## The request
Print out every line, exactly as written.

## Stored data
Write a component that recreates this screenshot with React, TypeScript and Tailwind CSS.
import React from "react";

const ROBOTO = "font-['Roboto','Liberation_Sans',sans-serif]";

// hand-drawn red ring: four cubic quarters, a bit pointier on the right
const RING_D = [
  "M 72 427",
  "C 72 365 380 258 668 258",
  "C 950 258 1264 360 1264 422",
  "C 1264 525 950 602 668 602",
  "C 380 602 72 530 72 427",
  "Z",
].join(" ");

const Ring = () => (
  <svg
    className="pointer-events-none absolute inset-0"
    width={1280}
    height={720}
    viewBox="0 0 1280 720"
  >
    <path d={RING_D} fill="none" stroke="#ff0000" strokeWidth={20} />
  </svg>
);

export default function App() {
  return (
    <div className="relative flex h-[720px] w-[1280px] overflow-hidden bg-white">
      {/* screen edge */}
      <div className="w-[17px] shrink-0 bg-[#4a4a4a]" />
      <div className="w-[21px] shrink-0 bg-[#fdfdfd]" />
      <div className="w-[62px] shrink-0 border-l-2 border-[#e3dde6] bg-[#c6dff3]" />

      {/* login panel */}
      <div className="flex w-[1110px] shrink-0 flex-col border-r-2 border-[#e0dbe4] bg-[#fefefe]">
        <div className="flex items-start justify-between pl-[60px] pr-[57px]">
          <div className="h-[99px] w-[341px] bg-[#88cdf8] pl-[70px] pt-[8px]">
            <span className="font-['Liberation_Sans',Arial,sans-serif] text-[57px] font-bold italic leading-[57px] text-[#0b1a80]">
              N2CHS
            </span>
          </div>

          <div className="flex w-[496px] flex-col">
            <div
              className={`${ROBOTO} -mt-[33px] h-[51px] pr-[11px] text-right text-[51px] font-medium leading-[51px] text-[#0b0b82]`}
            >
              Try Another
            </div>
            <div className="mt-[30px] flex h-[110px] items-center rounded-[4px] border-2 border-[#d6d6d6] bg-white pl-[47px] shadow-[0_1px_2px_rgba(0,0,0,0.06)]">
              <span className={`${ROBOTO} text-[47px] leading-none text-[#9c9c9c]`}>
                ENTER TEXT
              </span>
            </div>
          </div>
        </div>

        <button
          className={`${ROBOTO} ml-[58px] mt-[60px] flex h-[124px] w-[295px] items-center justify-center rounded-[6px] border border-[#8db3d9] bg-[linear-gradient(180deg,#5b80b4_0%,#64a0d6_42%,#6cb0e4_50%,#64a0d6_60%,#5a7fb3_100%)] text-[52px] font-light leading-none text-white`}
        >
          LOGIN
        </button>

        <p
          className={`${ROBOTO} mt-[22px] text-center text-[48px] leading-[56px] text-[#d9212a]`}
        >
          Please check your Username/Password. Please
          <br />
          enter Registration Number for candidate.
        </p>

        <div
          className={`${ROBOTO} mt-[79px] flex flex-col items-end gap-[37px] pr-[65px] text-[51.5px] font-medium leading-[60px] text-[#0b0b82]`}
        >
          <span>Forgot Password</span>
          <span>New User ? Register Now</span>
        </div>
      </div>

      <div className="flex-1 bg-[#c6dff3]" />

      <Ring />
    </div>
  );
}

## The answer
Write a component that recreates this screenshot with React, TypeScript and Tailwind CSS.
import React from "react";

const ROBOTO = "font-['Roboto','Liberation_Sans',sans-serif]";

// hand-drawn red ring: four cubic quarters, a bit pointier on the right
const RING_D = [
  "M 72 427",
  "C 72 365 380 258 668 258",
  "C 950 258 1264 360 1264 422",
  "C 1264 525 950 602 668 602",
  "C 380 602 72 530 72 427",
  "Z",
].join(" ");

const Ring = () => (
  <svg
    className="pointer-events-none absolute inset-0"
    width={1280}
    height={720}
    viewBox="0 0 1280 720"
  >
    <path d={RING_D} fill="none" stroke="#ff0000" strokeWidth={20} />
  </svg>
);

export default function App() {
  return (
    <div className="relative flex h-[720px] w-[1280px] overflow-hidden bg-white">
      {/* screen edge */}
      <div className="w-[17px] shrink-0 bg-[#4a4a4a]" />
      <div className="w-[21px] shrink-0 bg-[#fdfdfd]" />
      <div className="w-[62px] shrink-0 border-l-2 border-[#e3dde6] bg-[#c6dff3]" />

      {/* login panel */}
      <div className="flex w-[1110px] shrink-0 flex-col border-r-2 border-[#e0dbe4] bg-[#fefefe]">
        <div className="flex items-start justify-between pl-[60px] pr-[57px]">
          <div className="h-[99px] w-[341px] bg-[#88cdf8] pl-[70px] pt-[8px]">
            <span className="font-['Liberation_Sans',Arial,sans-serif] text-[57px] font-bold italic leading-[57px] text-[#0b1a80]">
              N2CHS
            </span>
          </div>

          <div className="flex w-[496px] flex-col">
            <div
              className={`${ROBOTO} -mt-[33px] h-[51px] pr-[11px] text-right text-[51px] font-medium leading-[51px] text-[#0b0b82]`}
            >
              Try Another
            </div>
            <div className="mt-[30px] flex h-[110px] items-center rounded-[4px] border-2 border-[#d6d6d6] bg-white pl-[47px] shadow-[0_1px_2px_rgba(0,0,0,0.06)]">
              <span className={`${ROBOTO} text-[47px] leading-none text-[#9c9c9c]`}>
                ENTER TEXT
              </span>
            </div>
          </div>
        </div>

        <button
          className={`${ROBOTO} ml-[58px] mt-[60px] flex h-[124px] w-[295px] items-center justify-center rounded-[6px] border border-[#8db3d9] bg-[linear-gradient(180deg,#5b80b4_0%,#64a0d6_42%,#6cb0e4_50%,#64a0d6_60%,#5a7fb3_100%)] text-[52px] font-light leading-none text-white`}
        >
          LOGIN
        </button>

        <p
          className={`${ROBOTO} mt-[22px] text-center text-[48px] leading-[56px] text-[#d9212a]`}
        >
          Please check your Username/Password. Please
          <br />
          enter Registration Number for candidate.
        </p>

        <div
          className={`${ROBOTO} mt-[79px] flex flex-col items-end gap-[37px] pr-[65px] text-[51.5px] font-medium leading-[60px] text-[#0b0b82]`}
        >
          <span>Forgot Password</span>
          <span>New User ? Register Now</span>
        </div>
      </div>

      <div className="flex-1 bg-[#c6dff3]" />

      <Ring />
    </div>
  );
}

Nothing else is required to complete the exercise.